Toronto to Deer Lake to Twillingate
We leave on a June Saturday morning with a 9:30 am flight from Toronto to Deer Lake, Newfoundland. 1yo daughter cries pretty much all of the flight and I think of those days when I used to be annoyed about babies crying on planes. The first thing we notice as soon as we get out of the plane is the air. We are pretty far from the water, but it’s windy and we smell the breeze from the ocean mixed with the resin of woods. It’s cold, but we are prepared for that: it’s just the beginning of the tourist season, and we knew we were going to risk a bit with the weather. We just hope it’s cold enough to see some icebergs in the North and warm enough to see some whales in the West. We rent our big red car that can contain the enormous amount of baggage we are carrying. I think of those days when I used to travel the world with just my backpack. Finally, the car seats are installed, the kids are buckled up, there’s 360 km to Twillingate, we’ve got a full tank of gas and we’re wearing sunglasses. I love this sensation of movement and freedom. “Mamma, are we already there? I am thirsty and I have to pee”. Ops…
Twillingate, the iceberg alley
The drive from Deer Lake to Twillingate goes smoothly. We stop at a Tim Horton’s and I can’t believe I flew for 3 hours and I’m still in the same country drinking the same coffee. We have to get used to Newfoundlander’s accent, we find it hard to order a donut and it feels like our first days in Canada. The more we get closer to Twillingate, the more the road gets narrower and bumpier. We follow the windy trail through woods, bridges and little bays. Hey! I think I saw a little iceberg! Or no, maybe not… who knows if we will see at least one… And then we turn a corner, and we found Twillingate harbor completely covered in icebergs. It’s late afternoon, the sky is getting ready for sunset, the light is golden and soft. We check in at our B&B and we sit for a late dinner watching the sunset. Even the kids are speechless: they look around wondering if we ended up in one of their bedtime stories.

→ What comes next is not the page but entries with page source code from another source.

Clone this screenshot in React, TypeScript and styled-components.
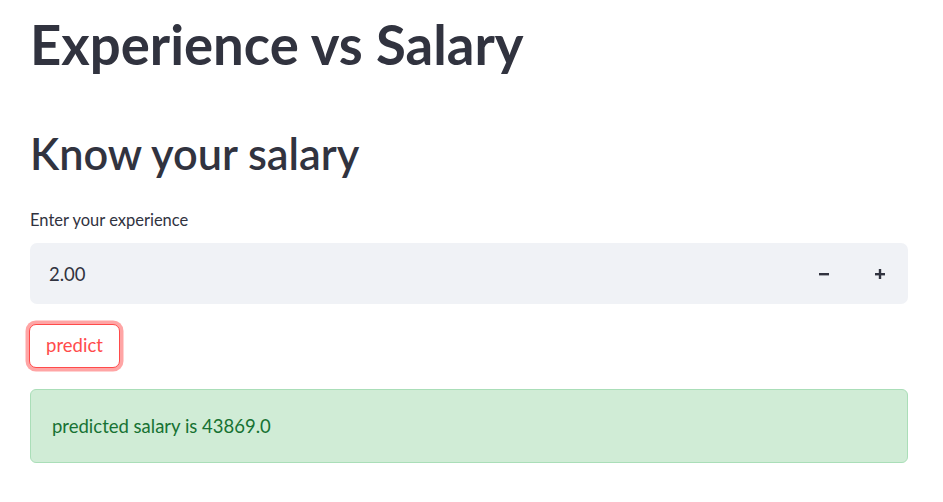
import React from "react";
import styled, { createGlobalStyle } from "styled-components";

const Global = createGlobalStyle`
  html, body { margin: 0; padding: 0; background: #ffffff; }
  body { font-family: "Lato", "Noto Sans", sans-serif; color: rgb(49, 51, 63); }
  * { box-sizing: border-box; }
`;

const Page = styled.main`
  display: flex;
  flex-direction: column;
  padding: 0 35px 0 30px;
  width: 943px;
`;

const Title = styled.h1`
  margin: 8px 0 0 0;
  font-size: 54.5px;
  font-weight: 700;
  line-height: 72px;
  color: rgb(49, 51, 63);
`;

const Subtitle = styled.h2`
  margin: 45px 0 0 0;
  font-size: 43.3px;
  font-weight: 600;
  line-height: 56px;
  color: rgb(49, 51, 63);
`;

const Label = styled.label`
  margin-top: 28px;
  font-size: 16.5px;
  line-height: 22px;
  color: rgb(49, 51, 63);
`;

const InputRow = styled.div`
  margin-top: 12px;
  display: flex;
  height: 61px;
  border-radius: 7px;
  background: rgb(240, 242, 246);
  overflow: hidden;
`;

const NumberField = styled.div`
  flex: 1;
  display: flex;
  align-items: center;
  padding-left: 19px;
  font-size: 18.5px;
  color: rgb(49, 51, 63);
`;

const StepButton = styled.button`
  width: 56px;
  border: none;
  background: transparent;
  display: flex;
  align-items: center;
  justify-content: center;
  padding: 0;
  cursor: pointer;
`;

const ButtonRow = styled.div`
  margin-top: 20px;
  display: flex;
`;

const PredictButton = styled.button`
  width: 91px;
  height: 44px;
  border: 1.5px solid rgb(255, 75, 75);
  border-radius: 7px;
  background: #ffffff;
  color: rgb(255, 75, 75);
  font-family: inherit;
  font-size: 18.5px;
  box-shadow: 0 0 0 3.5px rgba(255, 75, 75, 0.5);
  padding: 0 0 2px 0;
  margin-left: -1px;
`;

const Alert = styled.div`
  margin-top: 21px;
  height: 74px;
  display: flex;
  align-items: center;
  padding-left: 21px;
  background: rgb(208, 236, 214);
  border: 1px solid rgb(170, 222, 184);
  border-radius: 6px;
  color: rgb(23, 114, 51);
  font-size: 18.5px;
`;

const Minus = () => (
  <svg width="12" height="12" viewBox="0 0 12 12">
    <rect x="1" y="5" width="10" height="2.4" fill="rgb(49,51,63)" />
  </svg>
);

const Plus = () => (
  <svg width="12" height="12" viewBox="0 0 12 12">
    <rect x="1" y="5" width="10" height="2.4" fill="rgb(49,51,63)" />
    <rect x="4.8" y="1" width="2.4" height="10" fill="rgb(49,51,63)" />
  </svg>
);

export default function App() {
  return (
    <>
      <Global />
      <Page>
        <Title>Experience vs Salary</Title>
        <Subtitle>Know your salary</Subtitle>
        <Label>Enter your experience</Label>
        <InputRow>
          <NumberField>2.00</NumberField>
          <StepButton aria-label="decrement"><Minus /></StepButton>
          <StepButton aria-label="increment"><Plus /></StepButton>
        </InputRow>
        <ButtonRow>
          <PredictButton>predict</PredictButton>
        </ButtonRow>
        <Alert>predicted salary is 43869.0</Alert>
      </Page>
    </>
  );
}
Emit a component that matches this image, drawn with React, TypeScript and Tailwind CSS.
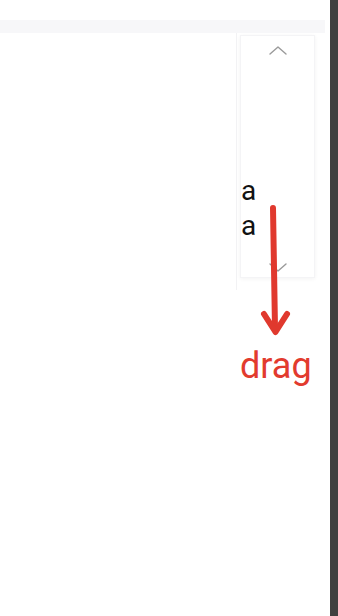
import React from "react";

function ChevronUp() {
  return (
    <svg width="18" height="9" viewBox="0 0 18 9" fill="none">
      <polyline points="1,8 9,1 17,8" stroke="#9a9a9a" strokeWidth="1.4" strokeLinecap="round" strokeLinejoin="round" />
    </svg>
  );
}

function ChevronDown() {
  return (
    <svg width="18" height="9" viewBox="0 0 18 9" fill="none">
      <polyline points="1,1 9,8 17,1" stroke="#9a9a9a" strokeWidth="1.4" strokeLinecap="round" strokeLinejoin="round" />
    </svg>
  );
}

export default function App() {
  const items = ["a", "a"];

  return (
    <div className="relative flex h-[616px] w-full bg-white font-['Roboto','Liberation_Sans',sans-serif]">
      {/* Page */}
      <div className="flex flex-1 flex-col pt-5">
        {/* Header band */}
        <div className="mr-[5px] h-[13px] bg-[#f7f7f9]" />

        <div className="flex">
          {/* Left panel */}
          <div className="h-[257px] w-[237px] border-r border-[#f2f2f4]" />

          {/* Picker column */}
          <div className="ml-[3px] mt-[2px] flex h-[243px] w-[75px] flex-col items-center border border-[#f4f4f6] shadow-[0_1px_4px_rgba(0,0,0,0.05)]">
            <div className="mt-[10px]">
              <ChevronUp />
            </div>
            <div className="flex-1" />
            <div className="self-start text-[28px] leading-[35px] text-[#111]">
              {items.map((item, index) => (
                <div key={index}>{item}</div>
              ))}
            </div>
            <div className="mb-[5px] mt-[20px]">
              <ChevronDown />
            </div>
          </div>
        </div>
      </div>

      {/* Scrollbar edge */}
      <div className="w-2 bg-[#404040]" />

      {/* Drag annotation */}
      <svg
        className="pointer-events-none absolute left-0 top-0"
        width="338"
        height="616"
        viewBox="0 0 338 616"
        fill="none"
      >
        <line x1="273" y1="208" x2="275" y2="328" stroke="#e0392e" strokeWidth="6" strokeLinecap="round" />
        <polyline points="264,314 275.5,332 287,314" stroke="#e0392e" strokeWidth="6" strokeLinecap="round" strokeLinejoin="round" />
      </svg>
      <div className="absolute left-[240px] top-[348px] text-[36px] leading-[36px] text-[#e23b2e]">
        drag
      </div>
    </div>
  );
}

Our first morning in Newfoundland, we enjoy a delicious breakfast made by Ruth, our guest at the Sleepy Noggin’ in Twillingate. Ruth and Eric make us feel welcome and basically part of the family. They take care of us, give us precious advice and are like adoptive grandparents with our children. Our first adventure is a small hike in the Northern part of Twillingate Island called French Beach. The weather is perfect, the hiking boots are tied and we’re ready for adventure. The little one falls asleep in the back carrier and the big one is so happy to explore this enchanted land that he walks without complaint. The landscape is amazing. There are so many icebergs we can jump on some of them directly from the beach. Maybe not the safest thing to do with a 4 years old, but I bet he’ll tell this story forever. We even enjoy some “freezy snacks”: icebergs taste like the purest water you’ll ever have. In fact, some icebergs formed up to 10.000 years ago when clearly there was no pollution. Thinking about it makes me feel small and fragile.

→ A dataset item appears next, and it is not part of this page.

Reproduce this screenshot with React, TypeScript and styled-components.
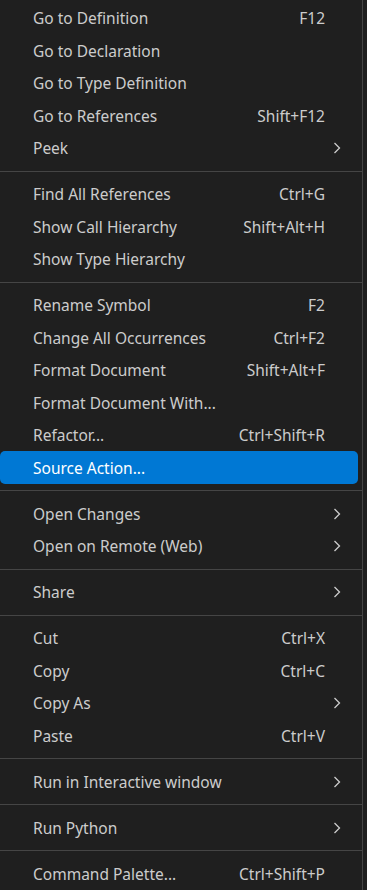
import React from "react";
import styled, { createGlobalStyle } from "styled-components";

const Global = createGlobalStyle`
  html, body { margin: 0; padding: 0; background: #1f1f1f; }
  body { width: 367px; height: 890px; overflow: hidden; }
  #root { display: flex; }
`;

const Menu = styled.div`
  width: 363px;
  height: 890px;
  box-sizing: border-box;
  padding-top: 1.75px;
  background: #1f1f1f;
  border-right: 1px solid #454545;
  display: flex;
  flex-direction: column;
  font-family: "Noto Sans", "Open Sans", sans-serif;
  font-size: 15.5px;
  color: #cccccc;
`;

const Item = styled.div<{ $active?: boolean }>`
  height: 32.5px;
  flex: 0 0 32.5px;
  margin-right: 4px;
  display: flex;
  align-items: center;
  border-radius: 5px;
  padding-left: 33px;
  padding-right: 33px;
  position: relative;
  background: ${(p) => (p.$active ? "#0078d4" : "transparent")};
  color: ${(p) => (p.$active ? "#ffffff" : "#cccccc")};
`;

const Label = styled.span`
  flex: 1;
  white-space: nowrap;
`;

const Key = styled.span`
  white-space: nowrap;
`;

const Chevron = styled.svg`
  position: absolute;
  right: 17px;
  top: 50%;
  margin-top: -6px;
  width: 8px;
  height: 12px;
`;

const Separator = styled.div`
  flex: 0 0 13.5px;
  display: flex;
  align-items: center;
  &::after {
    content: "";
    display: block;
    width: 100%;
    height: 1px;
    background: #454545;
  }
`;

const Spacer = styled.div`
  flex: 1;
  background: #1f1f1f;
`;

type Entry =
  | { sep: true }
  | { label: string; key?: string; sub?: boolean; active?: boolean; sep?: false };

const entries: Entry[] = [
  { label: "Go to Definition", key: "F12" },
  { label: "Go to Declaration" },
  { label: "Go to Type Definition" },
  { label: "Go to References", key: "Shift+F12" },
  { label: "Peek", sub: true },
  { sep: true },
  { label: "Find All References", key: "Ctrl+G" },
  { label: "Show Call Hierarchy", key: "Shift+Alt+H" },
  { label: "Show Type Hierarchy" },
  { sep: true },
  { label: "Rename Symbol", key: "F2" },
  { label: "Change All Occurrences", key: "Ctrl+F2" },
  { label: "Format Document", key: "Shift+Alt+F" },
  { label: "Format Document With..." },
  { label: "Refactor...", key: "Ctrl+Shift+R" },
  { label: "Source Action...", active: true },
  { sep: true },
  { label: "Open Changes", sub: true },
  { label: "Open on Remote (Web)", sub: true },
  { sep: true },
  { label: "Share", sub: true },
  { sep: true },
  { label: "Cut", key: "Ctrl+X" },
  { label: "Copy", key: "Ctrl+C" },
  { label: "Copy As", sub: true },
  { label: "Paste", key: "Ctrl+V" },
  { sep: true },
  { label: "Run in Interactive window", sub: true },
  { sep: true },
  { label: "Run Python", sub: true },
  { sep: true },
  { label: "Command Palette...", key: "Ctrl+Shift+P" },
];

export default function App() {
  return (
    <>
      <Global />
      <Menu>
        {entries.map((e, i) =>
          e.sep ? (
            <Separator key={i} />
          ) : (
            <Item key={i} $active={e.active}>
              <Label>{e.label}</Label>
              {e.key && <Key>{e.key}</Key>}
              {e.sub && (
                <Chevron viewBox="0 0 8 12">
                  <polyline
                    points="1.5,1 6.5,6 1.5,11"
                    fill="none"
                    stroke="#cccccc"
                    strokeWidth="1.3"
                  />
                </Chevron>
              )}
            </Item>
          )
        )}
      </Menu>
      <Spacer />
    </>
  );
}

Since Twillingate, with its 2.269 residents and probably 58 tourists, is too crowded for us, we decide we want to go to Fogo Island. According to the Flat Earth Society of Canada, Fogo Island is one of the four corners of the flat Earth. And that is a geographical oddity that stimulates our touristic curiosity enough to devote an entire day to reach this place. Or at least that’s what we think we will be doing. There is a ferry boat at 11:30 am returning to the mainland at 4:30 pm, and in four hours we think our geographical curiosity will be satisfied. Unfortunately, the ferry is running 1 and a half hour late because of the incredible amount of ice dividing the mainland from Fogo Island. We decide to get on board anyways but while on the ferry we discover that the returning trip of this ferry may be the last of the day. I don’t have enough snacks for the kids and, most importantly, not enough diapers for 2 days. So we disembark in Fogo, u-turn and board on the same ferry again. Technically, we can still say we set foot on one of the four corners of the flat Earth. And anyway, the trip is one of the most amazing experiences we’ve ever done. Have you ever been on an icebreaker? Well, it’s pretty awesome.

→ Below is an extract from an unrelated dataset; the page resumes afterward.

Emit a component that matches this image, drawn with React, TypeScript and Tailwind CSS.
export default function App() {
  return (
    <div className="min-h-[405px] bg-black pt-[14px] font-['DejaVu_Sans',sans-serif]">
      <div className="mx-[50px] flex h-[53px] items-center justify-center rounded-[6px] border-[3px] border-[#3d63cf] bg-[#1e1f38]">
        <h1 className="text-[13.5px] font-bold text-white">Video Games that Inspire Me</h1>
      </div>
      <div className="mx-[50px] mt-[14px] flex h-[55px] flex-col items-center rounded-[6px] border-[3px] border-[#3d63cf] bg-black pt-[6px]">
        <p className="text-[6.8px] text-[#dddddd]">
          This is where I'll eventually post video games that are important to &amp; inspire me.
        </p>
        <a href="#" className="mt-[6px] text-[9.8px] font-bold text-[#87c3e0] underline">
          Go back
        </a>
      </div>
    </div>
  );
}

And then it is time to say goodbye to our Twillingate grandparents and head West. My son is heartbroken and makes the wish to live here forever. We really loved it, but I don’t know if we’re ready for this yet. Every time I visit islands or remote communities, I always fantasize about being born and grew up there. How would my life be, what would I do, would I stay or would I leave, looking for something more? How would it be to live in Twillingate now, that I’m used to living in a huge city, often just a few kilometers from the main events happening in this country? Would I feel away from it all? Does Amazon Prime offer one-day delivery in Fogo?
Gros Morne National Park
Gros Morne National Park is on the West coast of Newfoundland. It’s a gorgeous mix of pure pine and birch woods and coastal ocean landscape with high cliffs and roaring waves. The National Park is perfectly kept and superbly organized. Every hike, trail, campsite or overlook is clearly indicated in the main road. Every point of interest has parking spots, guided tours, maps, and clean washrooms equipped with changing tables. Every parent-with-kids’s dream. We manage to hike more than we thought, as we discover our daughter loves her child carrier and our son is a pretty good hiker. We just have to keep him motivated (“Let’s go explore and see what’s behind that hill!”), tell him real-life stories (“When mamma was your age, she used to go hiking with nonno and nonna”) or classics (“When Mr. Bilbo Baggins of Bag End announced that he would shortly be celebrating his eleventy-first birthday with a party of special magnificence, there was much talk and excitement in Hobbiton”). My husband, who is re-reading The Lord of the Rings, does actually tell him a pretty detailed chronicle of Part One and Part Two during a 6 km hike to the Tablelands. We are so much into the tale that we expect an ogre or an elf to appear behind the rocks any minute. The Tablelands hike is my favorite: it is different from the rest of the park and it really takes you back to the time when the Earth was forming. We take a pretty expensive boat tour of the famous Western Brook Pond. The weather is gloomy but the tour is still very charming. We also take a boat tour of Bonne Bay hoping to see some whales but we only spot one. Apparently, Little Blue and his dad still didn’t make it to the summer feeding ground. And then lighthouses, more geological sites, breathtaking lookouts, panoramic drives and remote fishing villages making us feel in a novel by Gabriel García Márquez. That’s everything we hoped for.
Newfoundlanders are extremely nice and always helpful, we really feel welcomed everywhere. When we say we are Italian, they open their eyes wide and admit they don’t see many Italians here. After a few days, we are pretty famous in the little touristic community of Western Newfoundland, mainly made of retired Canadian couples. When we board the plane for our flight back home, a group of tourists recognize my son and call him by his name: “Is that Pietro? Pietro darling! How are you?”. He is the star of the flight.
We land back in a tropical Toronto, tired but definitely less stressed than when we left. The experiment was positive: it is possible to travel with 2 kids! We can still do that! Our eyes still full of Newfoundland’s magnificent landscape, our hearts still warm for the kindness of its inhabitants. So long Newfoundland, we will be back!